Timeline of Notable Jumps

  • In 1912, Franz Reichelt, tailor, jumped from the first deck of the Eiffel Tower testing his invention, the coat parachute. He died. It was his first ever attempt with the parachute and he had told the authorities in advance he would test it first with a dummy.
  • In 1913, Štefan Banič jumped from a 12 m building in order to demonstrate his new parachute to the U. S. Patent Office and military. Subsequently this design became standard equipment for U.S. pilots during the World War I.
  • In 1913, a Russian student Vladimir Ossovski (Владимир Оссовский), from the Saint-Petersburg Conservatory, jumped from the 53-meter high bridge over the river Seine in Rouen (France), using the parachute RK-1, invented a year before that by Gleb Kotelnikov (1872–1944). Ossovski planned to jump from the Eiffel Tower too, but the Parisian authorities did not allow that.
  • In 1965, Erich Felbermayr from Wels jumped from the Kleine Zinne / Cima piccola di Lavaredo in the Dolomites.
  • In 1966, Michael Pelkey and Brian Schubert jumped from the cliff "El Capitan" in Yosemite Valley.
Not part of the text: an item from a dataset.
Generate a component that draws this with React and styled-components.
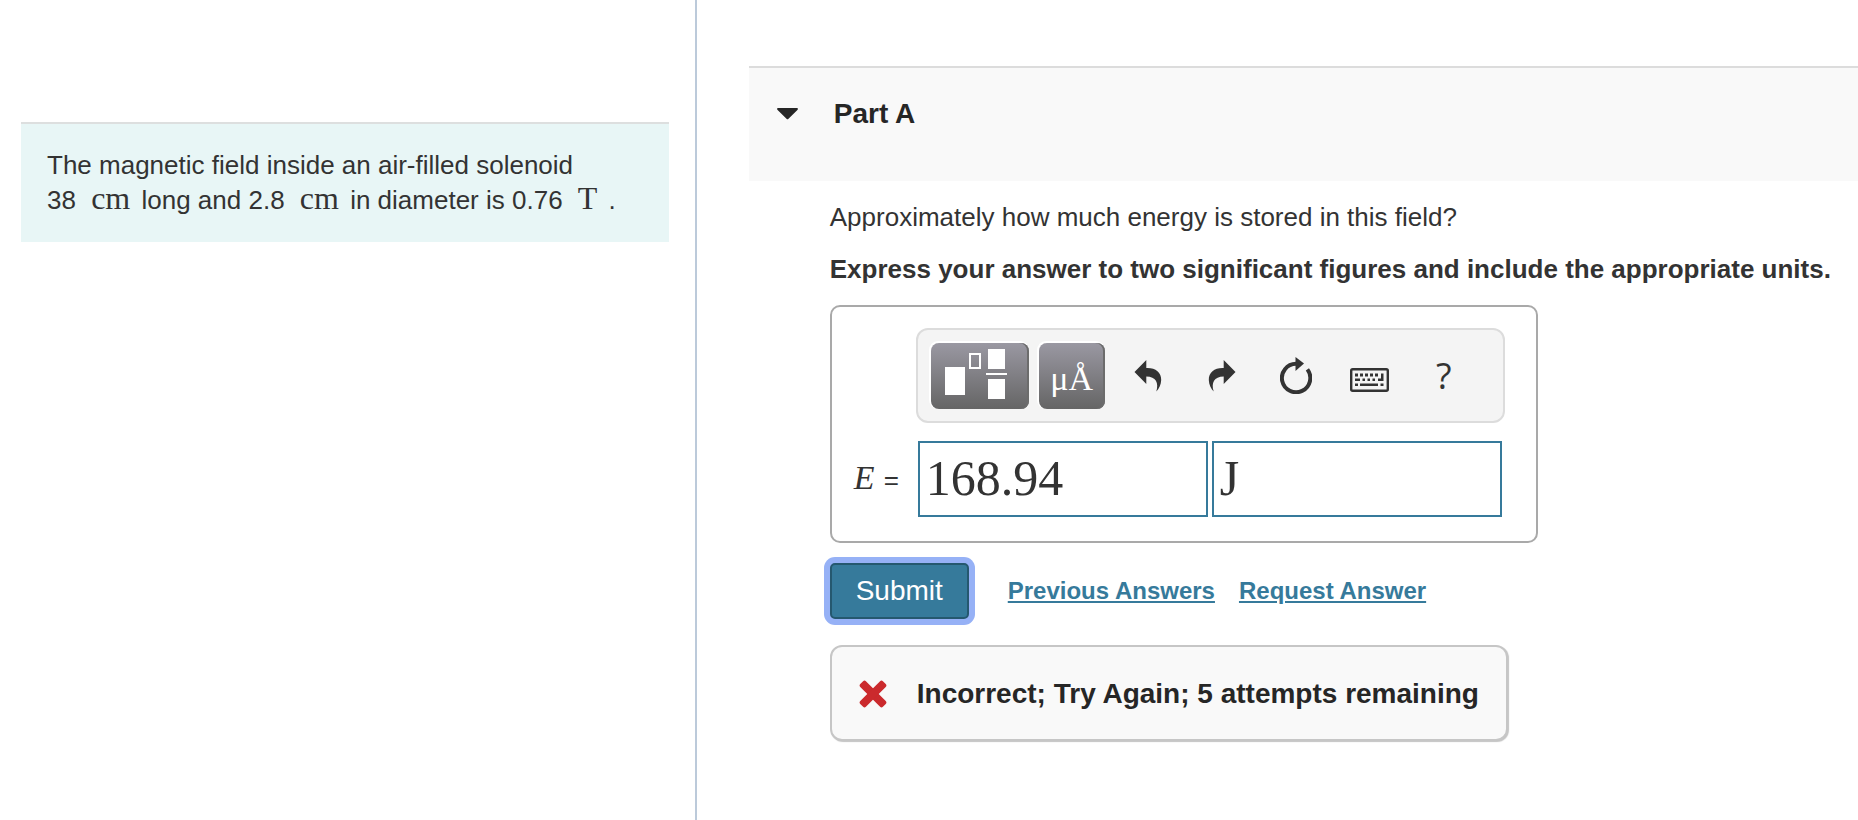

  • On January 31, 1972, Rick Sylvester skied off Yosemite Valley's El Capitan cliff, making the first skiBASE jump (only he termed it a "ski/parachute jump" since the acronym BASE had yet to be coined), falling approximately halfway down, about 1500', before deploying his Thunderbow chute. He did this twice more, approximately two weeks later and a year later.
  • On 9 November 1975, the first person to parachute off the CN Tower in Toronto, Canada, was Bill Eustace, a member of the tower's construction crew. He was fired.
  • In 1975, Owen J. Quinn, a jobless man, parachuted from the south tower of the World Trade Center to publicize the plight of the unemployed.
  • In 1976 Rick Sylvester skied off Canada's Mount Asgard for the ski chase sequence of the James Bond movie The Spy Who Loved Me, giving the wider world its first look at BASE jumping.
  • On February 22, 1982, Wayne Allwood, an Australian skydiving accuracy champion, parachuted from a helicopter over the Sydney CBD and landed on the small top area of Sydney's Centrepoint Tower, approximately 300 metres (980 ft) above the ground. Upon landing, Allwood discarded and secured his parachute, then used a full-sized reserve parachute to BASE jump into Hyde Park below. Video footage is included in the Australian Base Associations' 2001 video compilation, Fistful of F-111.
  • In 1987 Steve Dines (Australian) BASE 157 Made the first jump from the top of the Sydney Harbour Bridge.
  • In 1990 Russell Powell (British) BASE 230 illegally jumped from the Whispering Gallery inside St Paul's Cathedral London. It was the lowest indoor BASE Jump in the world at 31.1 m.
  • In 1990 Australian Mark Scott BASE# 165 / OZ BASE # 13 / SA BASE #1 made the first BASE Jump off London's Canary Wharf Tower 4 days before the topping out ceremony. "
  • On August 26, 1992 Nic Feteris and Glenn Singleman (two Australians) made a BASE jump from an altitude of 20,600 feet (6286 meters) jump off Great Trango Towers Pakistan. It is the world's highest natural BASE jump off the earth.
  • In 2000, Hannes Arch and Ueli Gegenschatz were the first to dare a BASE jump from the imposing 1800-metre high north face of the Eiger.
  • In 2005, Karina Hollekim became the first woman to perform a ski-BASE. To this day, she is still the only woman who has achieved such a jump.
  • In April 2008, Hervé Le Gallou and David McDonnell infiltrated Burj Khalifa, and jumped off a balcony on the 155th floor. They evaded arrest following their successful jump. However, on a second attempt two days later, Le Gallou was caught and subsequently detained in Dubai for three months.
  • In 2009, three women—29 year old Australian Livia Dickie, 28-year-old Venezuelan Ana Isabel Dao, and 32-year-old Norwegian Anniken Binz—base jumped from Angel Falls, the highest waterfall in the world. Ana Isabel Dao was the first Venezuelan woman to jump off Angel Falls.
  • On 8 January 2010, Nasr Al Niyadi and Omar Al Hegelan, from the Emirates Aviation Society, broke the current world record for the highest building BASE jump after they leapt from a crane suspended platform attached to the Burj Khalifa's 160th floor at 672 metres (2,205 ft).

However, these and other sporadic incidents were one-time experiments, not the systematic pursuit of a new form of parachuting. After 1978, the filmed jumps from El Capitan were repeated, not as a publicity exercise or as a movie stunt, but as a true recreational activity. It was this that popularised BASE jumping more widely among parachutists. Carl Boenish continued to publish films and informational magazines on BASE jumping until his death in 1984 after a BASE-jump off of the Troll Wall. By this time, the concept had spread among skydivers worldwide, with hundreds of participants making fixed-object jumps.